Benz "Parsifal" 60 hp racing car, 1903

Benz "Parsifal" 60 hp racing car, 1903

Even the considerable slump in sales in his own company and the growing sales success of Daimler-Motoren-Gesellschaft (DMG), the rival from Cannstatt in Württemberg, could not persuade Carl Benz to revise his extremely critical attitude towards motorsport activities - although the many victories that the modern Mercedes cars had achieved in various types of races since 1901 had made a major contribution to the great reputation that DMG's automobiles now enjoyed. Inevitably, this reputation was also reflected in the production figures: while Benz & Cie. only achieved a third of the production volume of 1900 with 198 cars in 1903, DMG was able to produce 181 cars instead of 133 in the same period. These two fiercest of rivals thus had virtually equal market shares.

Julius Ganss, who had been a partner in Benz & Cie. since 1890 and had been a member of the management board and commercial director since 1899 following the company's transformation into a stock corporation, felt compelled by this dangerous development to create new facts. In order to resolve the modernisation backlog caused primarily by Benz himself, he hired the 25-year-old Marius Barbarou as a designer on his own authority in 1903. The Frenchman was to develop a series of new, modern Benz cars - also with a view to increasing the company's involvement in motorsport. Carl Benz regarded this measure by Julius Ganss as an affront and subsequently left the company he had founded himself, only to return the following year, following Barbarou's early departure, as a member of the supervisory board in an advisory capacity.

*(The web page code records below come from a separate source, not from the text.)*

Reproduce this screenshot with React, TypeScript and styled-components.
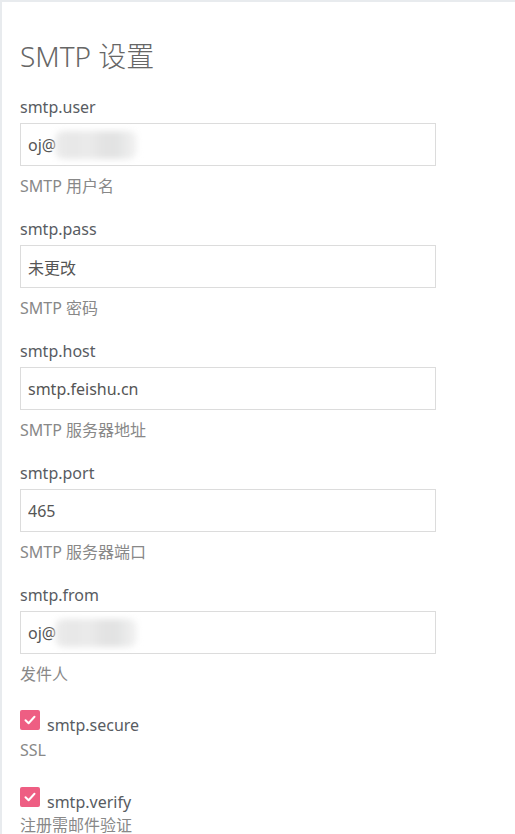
import React from "react";
import styled, { createGlobalStyle } from "styled-components";

const GlobalStyle = createGlobalStyle`
  html, body {
    margin: 0;
    padding: 0;
    background: #e8ebee;
  }
  body {
    font-family: "Noto Sans", "Noto Sans CJK SC", sans-serif;
  }
`;

const Card = styled.div`
  margin: 2px 0 0 2px;
  min-height: 832px;
  background: #fff;
  padding: 37px 0 0 18px;
  box-sizing: border-box;
`;

const Title = styled.h2`
  margin: 0 0 1px;
  font-size: 28px;
  line-height: 34px;
  font-weight: 300;
  color: #666;
`;

const Group = styled.div`
  display: flex;
  flex-direction: column;
  padding-top: 22px;
`;

const Label = styled.label`
  font-size: 16px;
  line-height: 22px;
  color: #585c62;
  margin-bottom: 5px;
`;

const FieldWrap = styled.div`
  position: relative;
  width: 416px;
`;

const Input = styled.input`
  display: block;
  width: 100%;
  height: 43px;
  box-sizing: border-box;
  border: 1px solid #dcdcdc;
  border-radius: 0;
  padding: 0 7px;
  font-family: inherit;
  font-size: 16px;
  color: #555;
  background: #fff;
  outline: none;
`;

const Redact = styled.span<{ left: number; width: number }>`
  position: absolute;
  top: 8px;
  left: ${(p) => p.left}px;
  width: ${(p) => p.width}px;
  height: 28px;
  border-radius: 8px;
  background: linear-gradient(
    to right,
    #ececec 0%,
    #e7e7e7 20%,
    #ebebeb 40%,
    #e3e3e3 60%,
    #e2e3e3 75%,
    #f3f3f3 100%
  );
  filter: blur(3px);
  pointer-events: none;
`;

const Help = styled.div<{ gap?: number }>`
  margin-top: ${(p) => p.gap ?? 10}px;
  font-size: 16px;
  line-height: 20px;
  color: #888;
`;

const CheckRow = styled.div<{ top: number }>`
  display: flex;
  align-items: flex-start;
  gap: 7px;
  margin-top: ${(p) => p.top}px;
`;

const Box = styled.span`
  width: 20px;
  height: 20px;
  border-radius: 2px;
  background: #ee5e83;
  display: flex;
  align-items: center;
  justify-content: center;
  flex-shrink: 0;
`;

const CheckLabel = styled.span`
  padding-top: 4px;
  font-size: 16px;
  line-height: 22px;
  color: #585c62;
`;

const Check = () => (
  <Box>
    <svg width="14" height="14" viewBox="0 0 14 14" fill="none">
      <path
        d="M2.5 7.2 L5.6 10.2 L11.5 3.8"
        stroke="#fff"
        strokeWidth="2"
        strokeLinecap="round"
        strokeLinejoin="round"
      />
    </svg>
  </Box>
);

type Field = {
  name: string;
  value: string;
  help: string;
  redact?: boolean;
};

const fields: Field[] = [
  { name: "smtp.user", value: "oj@", help: "SMTP 用户名", redact: true },
  { name: "smtp.pass", value: "未更改", help: "SMTP 密码" },
  { name: "smtp.host", value: "smtp.feishu.cn", help: "SMTP 服务器地址" },
  { name: "smtp.port", value: "465", help: "SMTP 服务器端口" },
  { name: "smtp.from", value: "oj@", help: "发件人", redact: true },
];

export default function App() {
  return (
    <>
      <GlobalStyle />
      <Card>
        <Title>SMTP 设置</Title>
        {fields.map((f) => (
          <Group key={f.name}>
            <Label>{f.name}</Label>
            <FieldWrap>
              <Input defaultValue={f.value} readOnly />
              {f.redact && <Redact left={35} width={82} />}
            </FieldWrap>
            <Help>{f.help}</Help>
          </Group>
        ))}
        <CheckRow top={26}>
          <Check />
          <CheckLabel>smtp.secure</CheckLabel>
        </CheckRow>
        <Help gap={4}>SSL</Help>
        <CheckRow top={27}>
          <Check />
          <CheckLabel>smtp.verify</CheckLabel>
        </CheckRow>
        <Help gap={2}>注册需邮件验证</Help>
      </Card>
    </>
  );
}
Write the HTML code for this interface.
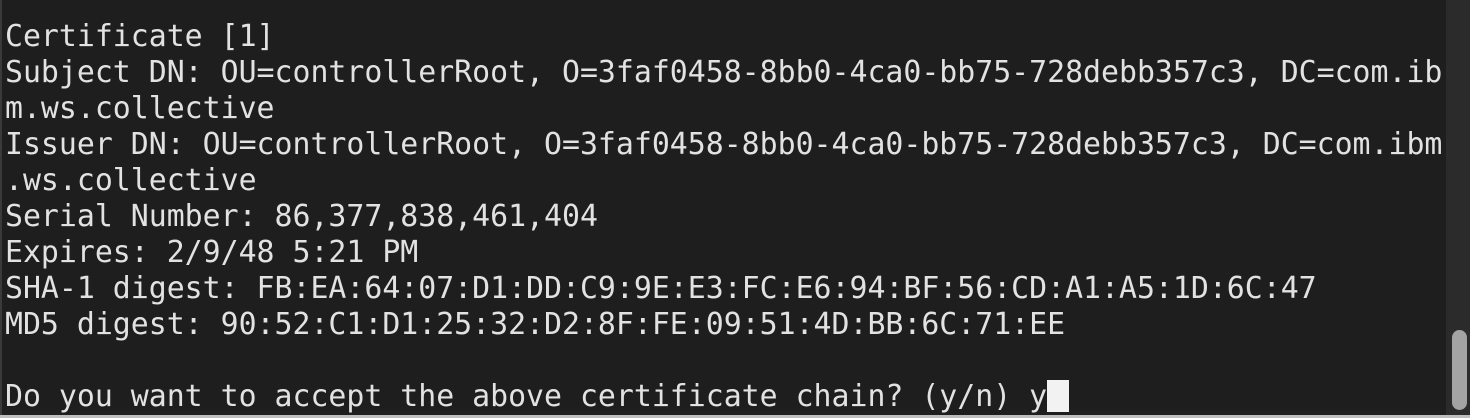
<!DOCTYPE html>
<html><head><style>
html,body{margin:0;padding:0;background:#1e1e1e;width:1470px;height:418px;overflow:hidden;position:relative}
pre{position:absolute;left:5px;top:19px;margin:0;font-family:"DejaVu Sans Mono",monospace;font-size:29.85px;line-height:36px;color:#e2e2e2}
.sb{position:absolute;left:1446px;top:0;width:24px;height:415px;background:#2b2b2b}
.th{position:absolute;left:1452px;top:330px;width:15px;height:80px;background:#a3a3a3;border-radius:8px}
.bt{position:absolute;left:0;top:415px;width:1470px;height:3px;background:#bdbdbd}
.lf{position:absolute;left:0;top:0;width:2px;height:415px;background:#3a3a3a}
.cur{display:inline-block;width:22px;height:32px;background:#f2f2f2;vertical-align:-6px}
</style></head><body>
<div class="lf"></div>
<pre>Certificate [1]
Subject DN: OU=controllerRoot, O=3faf0458-8bb0-4ca0-bb75-728debb357c3, DC=com.ib
m.ws.collective
Issuer DN: OU=controllerRoot, O=3faf0458-8bb0-4ca0-bb75-728debb357c3, DC=com.ibm
.ws.collective
Serial Number: 86,377,838,461,404
Expires: 2/9/48 5:21 PM
SHA-1 digest: FB:EA:64:07:D1:DD:C9:9E:E3:FC:E6:94:BF:56:CD:A1:A5:1D:6C:47
MD5 digest: 90:52:C1:D1:25:32:D2:8F:FE:09:51:4D:BB:6C:71:EE

Do you want to accept the above certificate chain? (y/n) y<span class="cur"></span></pre>
<div class="sb"></div><div class="th"></div><div class="bt"></div>
</body></html>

Barbarou's design work culminated in 1903 in a racing car which, with its pronouncedly low silhouette, took up the concept of the latest Benz passenger cars and, like these, was given the name "Parsifal". The Parsifal racing car had a newly developed four-cylinder inline engine with two grey cast iron cylinders cast together in pairs and bolted-on light-alloy cooling jackets. From a displacement of 11,260 cc, this short-stroke and comparatively lightweight engine, which even had dual ignition, produced an output of 60 hp/44 kW. Other technical features of the Parsifal racing car included a 3-speed gearbox and power transmission via cardan shaft - while the most powerful Benz Parsifal production cars were still chain-driven.

Barbarou's racing car unfortunately turned out to be considerably heavier than was permitted for the weight class in which it was supposed to be categorised. After its first, less successful outing in the Paris-Madrid city race, which was abandoned in Bordeaux in May 1903 due to a series of accidents, the car went on to compete in a weight-reduced version: without bonnet panels, panelling or mudguards, and with holes punched, for example, in the front wheel suspension. In this form and always with Barbarou himself at the wheel, the first successes then came later that year - hardly at events that made the headlines, but a start had been made. In June 1903, for example, he won a kilometre race and a hill climb in Huy, Belgium, and also took a victory in the racing car class in the Spa Cup race in September. Barbarou placed second in the Frankfurt track race in August 1903. A second place in his class in the fifth iteration of the renowned Semmering hill climb near Vienna in September 1903 was of international significance.

After the end of the 1903 racing season, Barbarou moved back to France and a trio consisting of Fritz Erle, Louis de Groulart and Hans Nibel - all motorsport enthusiasts - continued the development work for road and racing vehicles at Benz & Cie.